# What to do
Seek out every line containing the word "Output", and copy each.

(Web page code records)
** START **
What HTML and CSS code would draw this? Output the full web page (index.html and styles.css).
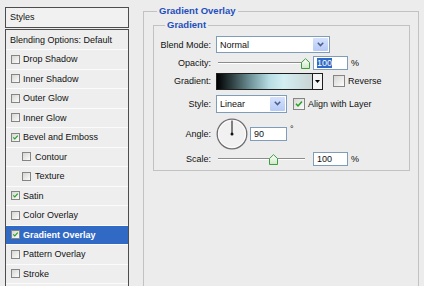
FILE: index.html
```html
<!DOCTYPE html>
<html>
<head>
<meta charset="utf-8">
<link rel="stylesheet" href="styles.css">
</head>
<body>
<div class="dialog">
  <aside class="styles-panel">
    <div class="styles-head">Styles</div>
    <ul class="style-list">
      <li class="blend">Blending Options: Default</li>
      <li><span class="cb"></span>Drop Shadow</li>
      <li><span class="cb"></span>Inner Shadow</li>
      <li><span class="cb"></span>Outer Glow</li>
      <li><span class="cb"></span>Inner Glow</li>
      <li><span class="cb"><svg viewBox="0 0 9 9"><path d="M1.6 4.3 L3.6 6.4 L7.4 2.2" fill="none" stroke="#23a323" stroke-width="1.5"/></svg></span>Bevel and Emboss</li>
      <li class="sub"><span class="cb"></span>Contour</li>
      <li class="sub"><span class="cb"></span>Texture</li>
      <li><span class="cb"><svg viewBox="0 0 9 9"><path d="M1.6 4.3 L3.6 6.4 L7.4 2.2" fill="none" stroke="#23a323" stroke-width="1.5"/></svg></span>Satin</li>
      <li><span class="cb"></span>Color Overlay</li>
      <li class="active"><span class="cb"><svg viewBox="0 0 9 9"><path d="M1.6 4.3 L3.6 6.4 L7.4 2.2" fill="none" stroke="#23a323" stroke-width="1.5"/></svg></span>Gradient Overlay</li>
      <li><span class="cb"></span>Pattern Overlay</li>
      <li><span class="cb"></span>Stroke</li>
    </ul>
  </aside>

  <fieldset class="group outer">
    <legend>Gradient Overlay</legend>
    <fieldset class="group inner">
      <legend>Gradient</legend>
      <div class="form">
        <div class="lbl">Blend Mode:</div>
        <div class="ctl">
          <div class="select blend-sel">
            <span class="val">Normal</span>
            <span class="btn"><svg width="7" height="5" viewBox="0 0 7 5"><path d="M0.8 0.8 L3.5 3.6 L6.2 0.8" fill="none" stroke="#4a5f8a" stroke-width="1.5"/></svg></span>
          </div>
        </div>

        <div class="lbl">Opacity:</div>
        <div class="ctl">
          <div class="slider">
            <div class="track"></div>
            <svg class="thumb thumb-opacity" width="9" height="11" viewBox="0 0 9 11"><defs><linearGradient id="tg1" x1="0" y1="0" x2="0" y2="1"><stop offset="0" stop-color="#ffffff"/><stop offset="1" stop-color="#cfe8c6"/></linearGradient></defs><path d="M0.5 10.5 V4.5 L4.5 0.7 L8.5 4.5 V10.5 Z" fill="url(#tg1)" stroke="#3c9e3c"/></svg>
          </div>
          <div class="num"><span class="sel">100</span></div>
          <span class="unit">%</span>
        </div>

        <div class="lbl">Gradient:</div>
        <div class="ctl">
          <div class="grad">
            <div class="grad-fill"></div>
            <div class="grad-btn"><svg width="5" height="3" viewBox="0 0 5 3"><path d="M0 0 H5 L2.5 3 Z" fill="#000"/></svg></div>
          </div>
          <span class="check reverse"><span class="cb lg"></span>Reverse</span>
        </div>

        <div class="lbl">Style:</div>
        <div class="ctl">
          <div class="select style-sel">
            <span class="val">Linear</span>
            <span class="btn"><svg width="7" height="5" viewBox="0 0 7 5"><path d="M0.8 0.8 L3.5 3.6 L6.2 0.8" fill="none" stroke="#4a5f8a" stroke-width="1.5"/></svg></span>
          </div>
          <span class="check align"><span class="cb lg"><svg viewBox="0 0 12 12"><path d="M2.4 5.8 L4.8 8.4 L9.6 3" fill="none" stroke="#23a323" stroke-width="1.8"/></svg></span>Align with Layer</span>
        </div>

        <div class="lbl">Angle:</div>
        <div class="ctl">
          <svg class="dial" width="32" height="32" viewBox="0 0 32 32">
            <circle cx="16" cy="16" r="14.8" fill="#f1f1f1" stroke="#6f6f6f" stroke-width="1.3"/>
            <circle cx="16" cy="16" r="13.6" fill="none" stroke="#ffffff" stroke-width="0.8"/>
            <path d="M16 16 V2.5" stroke="#111" stroke-width="1"/>
            <circle cx="16" cy="16" r="1.5" fill="#111"/>
          </svg>
          <div class="num angle">90</div>
          <span class="deg">°</span>
        </div>

        <div class="lbl">Scale:</div>
        <div class="ctl">
          <div class="slider">
            <div class="track"></div>
            <svg class="thumb thumb-scale" width="9" height="11" viewBox="0 0 9 11"><defs><linearGradient id="tg2" x1="0" y1="0" x2="0" y2="1"><stop offset="0" stop-color="#ffffff"/><stop offset="1" stop-color="#cfe8c6"/></linearGradient></defs><path d="M0.5 10.5 V4.5 L4.5 0.7 L8.5 4.5 V10.5 Z" fill="url(#tg2)" stroke="#3c9e3c"/></svg>
          </div>
          <div class="num">100</div>
          <span class="unit">%</span>
        </div>
      </div>
    </fieldset>
  </fieldset>
</div>
</body>
</html>
```

FILE: styles.css
```css
html, body {
  margin: 0;
  height: 286px;
  overflow: hidden;
}
body {
  background: #ececec;
  font-family: "Liberation Sans", Arial, sans-serif;
  font-size: 9px;
  color: #111;
}
.dialog {
  display: flex;
  align-items: flex-start;
  height: 286px;
  overflow: hidden;
}

/* left styles list */
.styles-panel {
  width: 124px;
  margin: 7px 0 0 5px;
  flex: none;
}
.styles-head {
  height: 19px;
  line-height: 19px;
  border: 1px solid #4d4d4d;
  background: #f1f1f1;
  padding-left: 4px;
}
.style-list {
  list-style: none;
  margin: 1px 0 0;
  padding: 0;
  border: 1px solid #4d4d4d;
  border-bottom: 0;
  background: #eeeeee;
  height: 257px;
  box-sizing: border-box;
  overflow: hidden;
}
.style-list li {
  height: 18.5px;
  border-bottom: 1px solid #fbfbfb;
  display: flex;
  align-items: center;
  gap: 3px;
  padding-left: 5px;
}
.style-list li.blend {
  height: 19px;
  padding-left: 4px;
}
.style-list li.sub {
  padding-left: 16px;
  gap: 4px;
}
.style-list li.active {
  background: #316ac5;
  color: #fff;
  font-weight: bold;
}

.cb {
  width: 9px;
  height: 9px;
  box-sizing: border-box;
  border: 1px solid #858585;
  background: linear-gradient(135deg, #d6d6d2, #fcfcfc);
  display: inline-flex;
  flex: none;
}
.cb svg {
  width: 100%;
  height: 100%;
  display: block;
}
.cb.lg {
  width: 12px;
  height: 12px;
}

/* fieldsets */
.group {
  border: 1px solid #c2c2c2;
  margin: 0;
  min-width: 0;
}
.group > legend {
  padding: 0 2px;
  font-weight: bold;
  font-size: 9.5px;
  line-height: 12px;
  color: #1f4fbd;
}
.outer {
  margin: 5px 0 0 14px;
  width: 276px;
  height: 281px;
  box-sizing: border-box;
  border-bottom: 0;
  padding: 2px 8px 0 9px;
  flex: none;
}
.outer > legend {
  margin-left: 4px;
}
.inner {
  padding: 4px 0 2px;
}
.inner > legend {
  margin-left: 11px;
}

/* form grid */
.form {
  display: grid;
  grid-template-columns: 57px auto;
  grid-template-rows: 19px 18px 18px 27px 33px 18px;
  column-gap: 5px;
  align-items: center;
}
.lbl {
  text-align: right;
}
.ctl {
  display: flex;
  align-items: center;
}

.select {
  height: 17px;
  box-sizing: border-box;
  border: 1px solid #7f9db9;
  background: #fff;
  display: flex;
}
.select .val {
  flex: 1;
  padding-left: 3px;
  display: flex;
  align-items: center;
}
.select .btn {
  width: 15px;
  margin: 1px;
  border-radius: 1px;
  background: linear-gradient(#d6e1fc, #b6caf6);
  display: flex;
  align-items: center;
  justify-content: center;
}
.blend-sel {
  width: 114px;
}
.style-sel {
  width: 71px;
  height: 18px;
}

.slider {
  width: 93px;
  height: 14px;
  position: relative;
  display: flex;
  align-items: center;
}
.track {
  flex: 1;
  margin: 0 4px 0 2px;
  height: 0;
  border-top: 1px solid #8c8c8c;
  border-bottom: 1px solid #fff;
}
.thumb {
  position: absolute;
  top: 2px;
}
.thumb-opacity {
  left: 85px;
}
.thumb-scale {
  left: 53px;
}

.num {
  width: 35px;
  height: 14px;
  box-sizing: border-box;
  border: 1px solid #7f9db9;
  background: #fff;
  margin-left: 4px;
  padding-left: 3px;
  display: flex;
  align-items: center;
}
.num .sel {
  background: #316ac5;
  color: #fff;
}
.num.angle {
  width: 37px;
  margin-left: 2px;
}
.unit {
  margin-left: 3px;
}
.deg {
  margin-left: 3px;
  align-self: flex-start;
  margin-top: 6px;
}

.grad {
  width: 107px;
  height: 17px;
  box-sizing: border-box;
  border: 1px solid #1e1e1e;
  display: flex;
}
.grad-fill {
  flex: 1;
  background: linear-gradient(to right, #000 0%, #2c3c3e 15%, #6e9298 35%, #b6dde3 55%, #d3eef2 70%, #c9d3d4 100%);
}
.grad-btn {
  width: 9px;
  border-left: 1px solid #1e1e1e;
  background: #f4f4f4;
  display: flex;
  align-items: center;
  justify-content: center;
}
.check {
  display: flex;
  align-items: center;
  gap: 3px;
}
.reverse {
  margin-left: 10px;
}
.align {
  margin-left: 6px;
}
.dial {
  display: block;
  flex: none;
}
```
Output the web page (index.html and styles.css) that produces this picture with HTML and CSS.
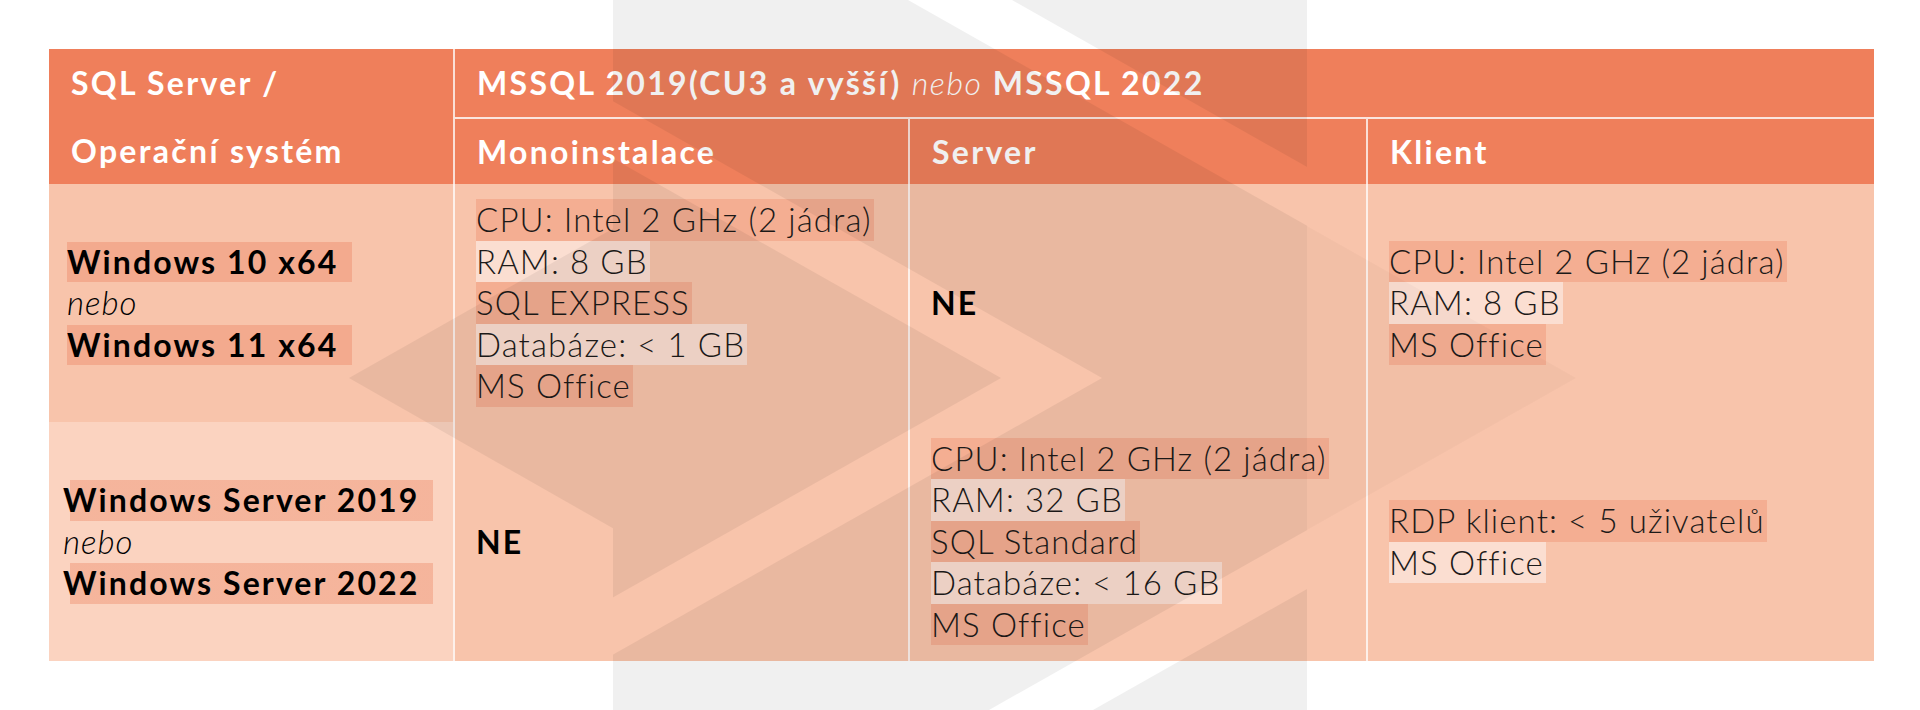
** END **
# Answer to the problem
What HTML and CSS code would draw this? Output the full web page (index.html and styles.css).
Output the web page (index.html and styles.css) that produces this picture with HTML and CSS.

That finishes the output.